Six months. It’s been six months without our beautiful spark of light. Six long months of tears and anguish and longing and heartache. Six months without our ray of sunshine lighting up the world. Six months of darkness and despair. Living as a shadow of my formal self. Six months that feels like an eternity. Day in and day out of just barely surviving, just going through the motions, putting on a front for the world to see. I am a very different person than how the world views me. I want to scream, daily, wherever I am, that my daughter died, that I’m not normal, that I’m not okay, that I’m just faking it. That this life is just so meaningless. I want to interrupt conversations, tell them that none of it matters. Whatever they are complaining about is nothing compared to the turmoil brewing in me. But everyone has their own shit.
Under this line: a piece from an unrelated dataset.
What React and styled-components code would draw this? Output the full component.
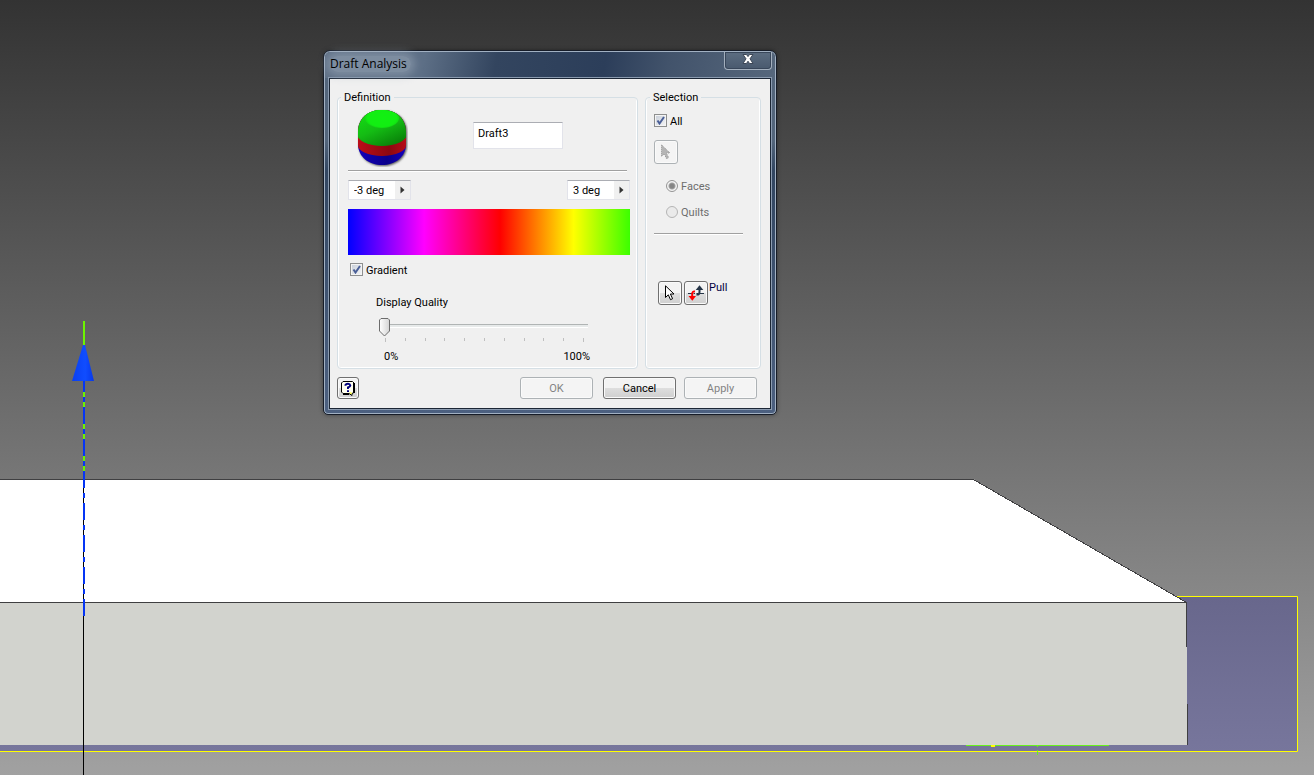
import React, { useState } from "react";
import styled, { createGlobalStyle } from "styled-components";

const uiFont = `"Tahoma", "Roboto", "Liberation Sans", sans-serif`;

const svgUrl = (w, h, body) =>
  `url("data:image/svg+xml,${encodeURIComponent(
    `<svg xmlns='http://www.w3.org/2000/svg' width='${w}' height='${h}' viewBox='0 0 ${w} ${h}'>${body}</svg>`
  )}")`;

const checkGlyph = svgUrl(
  11,
  11,
  `<path d='M2.5 5.5 L4.5 8.5 L9 2' fill='none' stroke='#4a5f97' stroke-width='2'/>`
);
const thumbGlyph = svgUrl(
  11,
  19,
  `<defs><linearGradient id='g'><stop offset='0' stop-color='#fff'/><stop offset='1' stop-color='#d4d4d4'/></linearGradient></defs><path d='M2 .5 H9 L10.5 2 V13 L5.5 18 L.5 13 V2 Z' fill='url(#g)' stroke='#6c6c6c'/>`
);

const GlobalStyle = createGlobalStyle`
  *, *::before, *::after { box-sizing: border-box; }
  body { margin: 0; background: #9f9f9f; font: 11px/16px ${uiFont}; color: #000; }
  button, input { font: inherit; color: inherit; }
`;

const Viewport = styled.main`
  position: relative;
  min-height: 100vh;
  overflow: hidden;
  background: linear-gradient(#333333, #a1a1a1);
`;

const Scene = styled.svg`
  display: block;
  width: 100%;
  height: 100vh;
`;

const Dialog = styled.section`
  position: absolute;
  left: 323px;
  top: 50px;
  width: 454px;
  padding: 0 5px 5px;
  border: 1px solid #161c28;
  border-radius: 7px 7px 5px 5px;
  background: linear-gradient(#53657b 0, #53657b 90px, #324661 120px, #4c6080 100%);
  box-shadow: inset 0 0 0 1px #a1b0c2, 0 0 4px rgba(0, 0, 0, 0.4);
`;

const TitleBar = styled.header`
  display: flex;
  justify-content: space-between;
  height: 26px;
  margin: 1px -4px 0;
  padding: 0 3px 0 5px;
  border-radius: 5px 5px 0 0;
  background: linear-gradient(100deg, #5f7086 0, #5d6f86 22%, #33455f 38%, #2c3e5a 62%, #42536b 76%, #56677c 100%);
`;

const Title = styled.h1`
  margin: 4px 0 0;
  padding: 0 4px 0 0;
  height: 16px;
  font: 12px/16px "Segoe UI", "Open Sans", sans-serif;
  color: #000;
  border-radius: 8px;
  background: rgba(165, 178, 193, 0.45);
  box-shadow: 0 0 8px 4px rgba(165, 178, 193, 0.45);
`;

const CloseButton = styled.button`
  display: flex;
  justify-content: center;
  width: 48px;
  height: 18px;
  padding: 2px 0 0;
  border: 1px solid #a3afbd;
  border-top: 0;
  border-radius: 0 0 4px 4px;
  background: linear-gradient(#5c6d81, #49596e);
  box-shadow: inset 0 0 0 1px #38465a;
`;

const Client = styled.div`
  border: 1px solid #1b2635;
  outline: 1px solid #8b9bb0;
  background: #f0f0f0;
  padding: 11px 9px 9px 7px;
`;

const Panels = styled.div`
  display: flex;
  gap: 7px;
  height: 279px;
`;

const Group = styled.fieldset`
  flex: ${(p) => (p.$grow ? "1" : "0 0 116px")};
  min-width: 0;
  margin: 0;
  padding: ${(p) => (p.$grow ? "0 7px 0 10px" : "0 7px")};
  border: 1px solid #d5dfe5;
  border-radius: 4px;
  box-shadow: inset -1px -1px 0 #fff, inset 1px 0 0 #fff;
`;

const Legend = styled.legend`
  margin-left: ${(p) => (p.$wide ? "-7px" : "-3px")};
  padding: 0 3px;
  height: 14px;
`;

const HeaderRow = styled.div`
  display: flex;
  align-items: center;
  gap: 65px;
  height: 66px;
  padding-left: 8px;
`;

const NameInput = styled.input`
  width: 90px;
  height: 27px;
  margin-bottom: 4px;
  padding: 0 4px 4px;
  border: 1px solid #e2e3ea;
  border-top-color: #abadb3;
  background: #fff;
`;

const Rule = styled.hr`
  width: ${(p) => p.$width};
  height: 2px;
  margin: 0;
  border: 0;
  border-top: 1px solid #a0a0a0;
  border-bottom: 1px solid #fff;
`;

const AngleRow = styled.div`
  display: flex;
  justify-content: space-between;
  margin: 8px 0 9px;
`;

const AngleBox = styled.div`
  display: flex;
  width: 63px;
  height: 20px;
  border: 1px solid #e2e3ea;
  border-top-color: #abadb3;
  background: #fff;
`;

const AngleInput = styled.input`
  flex: 1;
  min-width: 0;
  padding: 2px 0 0 5px;
  border: 0;
  background: transparent;
`;

const AngleMenu = styled.button`
  display: flex;
  align-items: center;
  justify-content: center;
  width: 15px;
  padding: 0;
  border: 0;
  background: #f0f0f0;
`;

const Spectrum = styled.div`
  height: 46px;
  background: linear-gradient(90deg, #00f, #f0f 27%, #f00 54%, #ff0 80%, #3cff00);
`;

const Choice = styled.label`
  display: flex;
  align-items: flex-start;
  gap: 3px;
  height: 14px;
  color: ${(p) => (p.$muted ? "#6d6d6d" : "#000")};
`;

const CheckBox = styled.input`
  appearance: none;
  width: 13px;
  height: 13px;
  margin: 0;
  border: 1px solid #8e8f8f;
  background: linear-gradient(135deg, #c6cdd8, #f6f6f6);
  box-shadow: inset 0 0 0 1px #f4f4f4;
  &:checked {
    background: ${checkGlyph} center no-repeat, linear-gradient(135deg, #c6cdd8, #f6f6f6);
  }
`;

const Radio = styled.input`
  appearance: none;
  width: 12px;
  height: 12px;
  margin: 1px 0 0;
  border: 1px solid #b4b4b4;
  border-radius: 50%;
  background: #eaeaea;
  &:checked {
    border-color: #949494;
    background: radial-gradient(circle, #858585 0 2px, #a2a2a2 3px, #f4f4f4 4px);
  }
`;

const GradientChoice = styled.div`
  padding: 8px 0 0 2px;
`;

const Quality = styled.div`
  display: flex;
  flex-direction: column;
  width: 214px;
  margin: 18px 0 0 28px;
`;

const Slider = styled.input`
  appearance: none;
  width: 209px;
  height: 19px;
  margin: 7px 0 0 3px;
  background: linear-gradient(#b0b4b4 0 1px, #e7eaea 1px 3px, #fff 3px 4px) 0 6px / 100% 4px no-repeat;
  &::-webkit-slider-thumb {
    appearance: none;
    width: 11px;
    height: 19px;
    background: ${thumbGlyph} no-repeat;
  }
`;

const Ticks = styled.div`
  display: flex;
  justify-content: space-between;
  width: 199px;
  height: 4px;
  margin: 1px 0 0 9px;
`;

const Tick = styled.span`
  width: 1px;
  height: ${(p) => (p.$end ? "4px" : "3px")};
  background: #bfbfbf;
`;

const Scale = styled.div`
  display: flex;
  justify-content: space-between;
  padding-left: 8px;
  margin-top: 7px;
`;

const ToolButton = styled.button`
  display: flex;
  align-items: center;
  justify-content: center;
  width: 24px;
  height: 24px;
  padding: 0;
  border: 1px solid #707070;
  border-radius: 3px;
  background: linear-gradient(#f3f3f3 0 48%, #dedede 52%, #cfcfcf);
  box-shadow: inset 0 0 0 1px #fafafa;
  &:disabled {
    border-color: #adb2b5;
    background: #f4f4f4;
  }
`;

const SelectionBody = styled.div`
  display: flex;
  flex-direction: column;
  align-items: flex-start;
  padding: 10px 0 0 1px;
`;

const FilterTool = styled.div`
  padding: 12px 0 15px;
`;

const FilterList = styled.div`
  display: flex;
  flex-direction: column;
  gap: 12px;
  padding: 0 0 14px 12px;
`;

const PullRow = styled.div`
  display: flex;
  gap: 2px;
  padding: 46px 0 0 4px;
  line-height: 14px;
  color: #000040;
`;

const PullLabel = styled.span`
  margin-left: -1px;
`;

const Footer = styled.footer`
  display: flex;
  gap: 8px;
  padding: 8px 4px 0 0;
`;

const HelpButton = styled(ToolButton)`
  width: 22px;
  height: 22px;
  margin-right: auto;
`;

const CommandButton = styled.button`
  width: 73px;
  height: 22px;
  margin-right: ${(p) => (p.$spaced ? "2px" : "0")};
  padding: 2px 0 0;
  border: 1px solid #707070;
  border-radius: 3px;
  background: linear-gradient(#f3f3f3 0 48%, #dedede 52%, #cfcfcf);
  box-shadow: inset 0 0 0 1px #fafafa;
  &:disabled {
    border-color: #adb2b5;
    background: #f4f4f4;
    color: #838383;
  }
`;

const Cursor = ({ muted }) => (
  <svg width="12" height="16" viewBox="0 0 12 16" aria-hidden="true">
    <path
      d="M1.5 .8V12.5L4.3 9.8L6.5 14.7L8.6 13.7L6.4 9H10Z"
      fill={muted ? "#b5b5b5" : "#fff"}
      stroke={muted ? "#9a9a9a" : "#000"}
      strokeDasharray={muted ? "1 1" : undefined}
    />
  </svg>
);

const FlipIcon = () => (
  <svg width="18" height="18" viewBox="0 0 18 18" aria-hidden="true">
    <path d="M1 9.5H5M6.5 9.5H8M9.5 9.5H11M13 9.5H17" stroke="#243447" />
    <path d="M8 7.5Q5.2 7 5.2 10V13" fill="none" stroke="red" strokeWidth="2" />
    <path d="M1.5 12H9L5.3 16.8Z" fill="red" />
    <path d="M9.5 10.5Q12.5 11 12.5 8V5" fill="none" stroke="#243447" strokeWidth="2" />
    <path d="M8.7 6H16.3L12.5 1.2Z" fill="#243447" />
  </svg>
);

const HelpIcon = () => (
  <svg width="16" height="16" viewBox="0 0 16 16" aria-hidden="true">
    <path d="M3 1.5H12.5L14 3V12.5L12 13.5V15.5L9 13.5H3L1.5 12V3Z" fill="#fffff0" stroke="#000" />
    <path d="M14 3V13M3 14H9" stroke="#000" strokeWidth="2" />
    <path d="M9 12.5H11.5V14.5Z" fill="#ff0" />
    <path d="M5.5 5.7V4.8Q6 3.7 8 3.7T10.3 5.4Q10.3 6.4 8 7.5V9M8 10.3V12" fill="none" stroke="#00007c" strokeWidth="2" />
  </svg>
);

const DraftIcon = () => (
  <svg width="52" height="59" viewBox="0 0 52 59" aria-hidden="true">
    <defs>
      <linearGradient id="cap" x1="0.2" y1="0" x2=".8" y2="1">
        <stop offset="0" stopColor="#13e213" />
        <stop offset=".5" stopColor="#14bc14" />
        <stop offset="1" stopColor="#087c08" />
      </linearGradient>
      <radialGradient id="shine">
        <stop offset="0" stopColor="#12f012" />
        <stop offset=".85" stopColor="#12ee12" />
        <stop offset="1" stopColor="#12dc12" />
      </radialGradient>
      <linearGradient id="band">
        <stop offset="0" stopColor="#bf0e18" />
        <stop offset=".65" stopColor="#8c0710" />
        <stop offset="1" stopColor="#b80d18" />
      </linearGradient>
      <linearGradient id="base">
        <stop offset="0" stopColor="#1400bf" />
        <stop offset=".6" stopColor="#09008a" />
        <stop offset="1" stopColor="#1800c4" />
      </linearGradient>
      <filter id="soft" x="-20%" y="-20%" width="140%" height="140%">
        <feGaussianBlur stdDeviation="1" />
      </filter>
      <clipPath id="pill">
        <path d="M2 24C2 10 12 2 26 2S50 10 50 24V36C50 49 39 57 26 57S2 49 2 36Z" />
      </clipPath>
    </defs>
    <path d="M3 25C3 11 13 3 27 3S51 11 51 25V37C51 50 40 58 27 58S3 50 3 37Z" fill="#555" filter="url(#soft)" />
    <g clipPath="url(#pill)">
      <rect width="52" height="59" fill="url(#base)" />
      <path d="M0 0H51V36A25 12 0 0 1 1 36L0 36Z" fill="url(#band)" />
      <path d="M0 0H51V26A25 12 0 0 1 1 26L0 26Z" fill="url(#cap)" />
      <ellipse cx="26" cy="10" rx="17" ry="10" fill="url(#shine)" />
    </g>
  </svg>
);

function Model() {
  return (
    <Scene viewBox="0 0 1314 775" preserveAspectRatio="xMinYMin slice" aria-label="Model view">
      <defs>
        <linearGradient id="plane" x1="0" y1="0" x2="0" y2="1">
          <stop offset="0" stopColor="#68678c" />
          <stop offset="1" stopColor="#77769c" />
        </linearGradient>
        <linearGradient id="arrow">
          <stop offset="0" stopColor="#0a3ff0" />
          <stop offset=".6" stopColor="#104dff" />
          <stop offset="1" stopColor="#0838e8" />
        </linearGradient>
      </defs>
      <path d="M0 597H1298V752H0Z" fill="url(#plane)" />
      <path d="M1170 596.5H1297.5V751.5H0" fill="none" stroke="#ff0" />
      <path d="M0 479H973L1186 602H0Z" fill="#fff" />
      <path d="M0 602H1187V745H0Z" fill="#d2d3ce" />
      <g shapeRendering="crispEdges">
        <path d="M0 479.5H973.5L1186.5 602.5" fill="none" stroke="#3f3f41" />
        <path d="M0 602.5H1186.5V647M1187.5 704V745" fill="none" stroke="#3f3f41" />
        <path d="M966 745.5H1109M1037.5 746V747M1037.5 750V755" stroke="#68f21c" />
        <path d="M991 746H995" stroke="#ff0" strokeWidth="2" />
        <path d="M83.5 480V775" stroke="#000" />
        <path d="M84 321V471" stroke="#6cf500" strokeWidth="2" />
        <path
          d="M84 381V392M84 397V402M84 407V424M84 429V434M84 439V456M84 461V466M84 471V488M84 493V498M84 503V520M84 525V530M84 535V552M84 557V562M84 567V584M84 589V594M84 599V616"
          stroke="#0535f5"
          strokeWidth="2"
        />
      </g>
      <path d="M83 345H85L94 381H72Z" fill="url(#arrow)" />
    </Scene>
  );
}

function Angle({ label, value }) {
  return (
    <AngleBox>
      <AngleInput aria-label={label} defaultValue={value} />
      <AngleMenu aria-label={`${label} options`}>
        <svg width="5" height="8" viewBox="0 0 5 8" aria-hidden="true">
          <path d="M.5 .5L4.5 4L.5 7.5Z" fill="#333" />
        </svg>
      </AngleMenu>
    </AngleBox>
  );
}

export default function App() {
  const [quality, setQuality] = useState(0);
  return (
    <Viewport>
      <GlobalStyle />
      <Model />
      <Dialog role="dialog" aria-labelledby="dialog-title">
        <TitleBar>
          <Title id="dialog-title">Draft Analysis</Title>
          <CloseButton aria-label="Close">
            <svg width="12" height="10" viewBox="0 0 12 10" aria-hidden="true">
              <path d="M1 .5H4.5L6 2.6L7.5 .5H11L8 4.8L11 9.5H7.5L6 7.2L4.5 9.5H1L4 4.8Z" fill="#fff" stroke="#3d4757" />
            </svg>
          </CloseButton>
        </TitleBar>
        <Client>
          <Panels>
            <Group $grow>
              <Legend $wide>Definition</Legend>
              <HeaderRow>
                <DraftIcon />
                <NameInput aria-label="Name" defaultValue="Draft3" />
              </HeaderRow>
              <Rule $width="279px" />
              <AngleRow>
                <Angle label="Minimum angle" value="-3 deg" />
                <Angle label="Maximum angle" value="3 deg" />
              </AngleRow>
              <Spectrum />
              <GradientChoice>
                <Choice>
                  <CheckBox type="checkbox" defaultChecked />
                  Gradient
                </Choice>
              </GradientChoice>
              <Quality>
                <label htmlFor="quality">Display Quality</label>
                <Slider
                  id="quality"
                  type="range"
                  min="0"
                  max="100"
                  value={quality}
                  onChange={(e) => setQuality(Number(e.target.value))}
                />
                <Ticks>
                  {Array.from({ length: 11 }, (_, i) => (
                    <Tick key={i} $end={i % 10 === 0} />
                  ))}
                </Ticks>
                <Scale>
                  <span>0%</span>
                  <span>100%</span>
                </Scale>
              </Quality>
            </Group>
            <Group>
              <Legend>Selection</Legend>
              <SelectionBody>
                <Choice>
                  <CheckBox type="checkbox" defaultChecked />
                  All
                </Choice>
                <FilterTool>
                  <ToolButton disabled aria-label="Select geometry">
                    <Cursor muted />
                  </ToolButton>
                </FilterTool>
                <FilterList>
                  <Choice $muted>
                    <Radio type="radio" name="filter" defaultChecked disabled />
                    Faces
                  </Choice>
                  <Choice $muted>
                    <Radio type="radio" name="filter" disabled />
                    Quilts
                  </Choice>
                </FilterList>
                <Rule $width="89px" />
                <PullRow>
                  <ToolButton aria-label="Select pull direction">
                    <Cursor />
                  </ToolButton>
                  <ToolButton aria-label="Flip pull direction">
                    <FlipIcon />
                  </ToolButton>
                  <PullLabel>Pull</PullLabel>
                </PullRow>
              </SelectionBody>
            </Group>
          </Panels>
          <Footer>
            <HelpButton aria-label="Help">
              <HelpIcon />
            </HelpButton>
            <CommandButton disabled $spaced>OK</CommandButton>
            <CommandButton>Cancel</CommandButton>
            <CommandButton disabled>Apply</CommandButton>
          </Footer>
        </Client>
      </Dialog>
    </Viewport>
  );
}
Six months and nothing really has changed. I didn’t expect it to. Though it feels like a lifetime six months is really no time at all. The pain is just as acute, the yearning just as intense. I miss Ariella more now, though, and each day I miss her more than the day prior. Because that’s just one more day without her. One day further from feeling her arms around me, hearing her voice, feeling her warmth, hearing her laugh. I miss her so very much, all the times we had and all the memories we will never get to make. I have gone back to work, I guess that changed. But that’s not by choice. As much as I don’t want it to, life has to go on, the bills must be paid, groceries must be bought. The world didn’t stop spinning so I have no choice but to work.
In six months we got a dog, refinished our floors, and redid our kitchen. Ari’s Bears became a 501 (c)(3). We cried through spring, trudged along through summer, and are now in the midst of fall, what once used to be my favorite season but now just fills me with angst. We have taken two trips. Kids have finished school, gone to camp and started school once again, families have been on vacation and back, a quarter of the school year is complete and sports and activities are well underway. The world continues.
But really, for me, everything is the same. I beg G-d daily to be reunited with Ariella. I would much prefer to lie in bed all day than to face life. Work serves as a distraction but I don’t want to be distracted. And it’s not enough of a distraction anyway. Ariella is always on my mind regardless of what I am doing. I want to have the freedom to be this new version of myself all the time. I want to hide away from the world, cry whenever I want, scream when I feel the need. I can’t do that at work. I can’t do that anyplace but my car or at home. I’m drained and exhausted. I can’t bear this. And this is just the beginning. There is a long, dark and windy road ahead.
Six months is just a drop in the bucket of what we are facing. How do people survive this? It doesn’t feel survivable. I know people do survive. I’ve met people surviving. But what’s the point? I just don’t see the point in anything anymore. I’d rather not have a life at all than the life I now have to live.
I don’t like to compare grief. Loss is loss and I can only compare my own experiences of grief. I’ve experienced a good bit of loss in my life even before now. My friend died in high school, as did an acquaintance and a couple others in college. Out of order deaths. Completely nonsensical. Grandparents and great-grandparents while sad are expected. We know no one lives forever. An (ex)aunt and just 7 months later her husband. In between that time my dad. All three died before their time. Not super young but certainly not old. My friends’ deaths made me question everything. Children, teens are not supposed to die. A teen/young adult should not have been to funerals of 3 friends before the age of 21. I was devastated but life goes on, we pick up the pieces and continue to live. When my dad died I thought that was one of the worst losses I would ever experience. I couldn’t imagine experiencing anything more devastating. Little did I know just a year later we would be facing our daughter’s mortality and in 3 years the most heartrending, shattering loss a person can experience. Because nothing, no loss compares to the death of a child. Six months after my dad’s death I was living. I was able to function, enjoy life, experience happiness. I missed him (and still do) immensely but my world didn’t stop. Six months after Ariella’s death and even the thought of being happy eludes me. I can’t imagine a time when I might actually want to live rather than just survive, when I might experience bouts of joy. Six months is the blink of an eye. Six months is an eternity.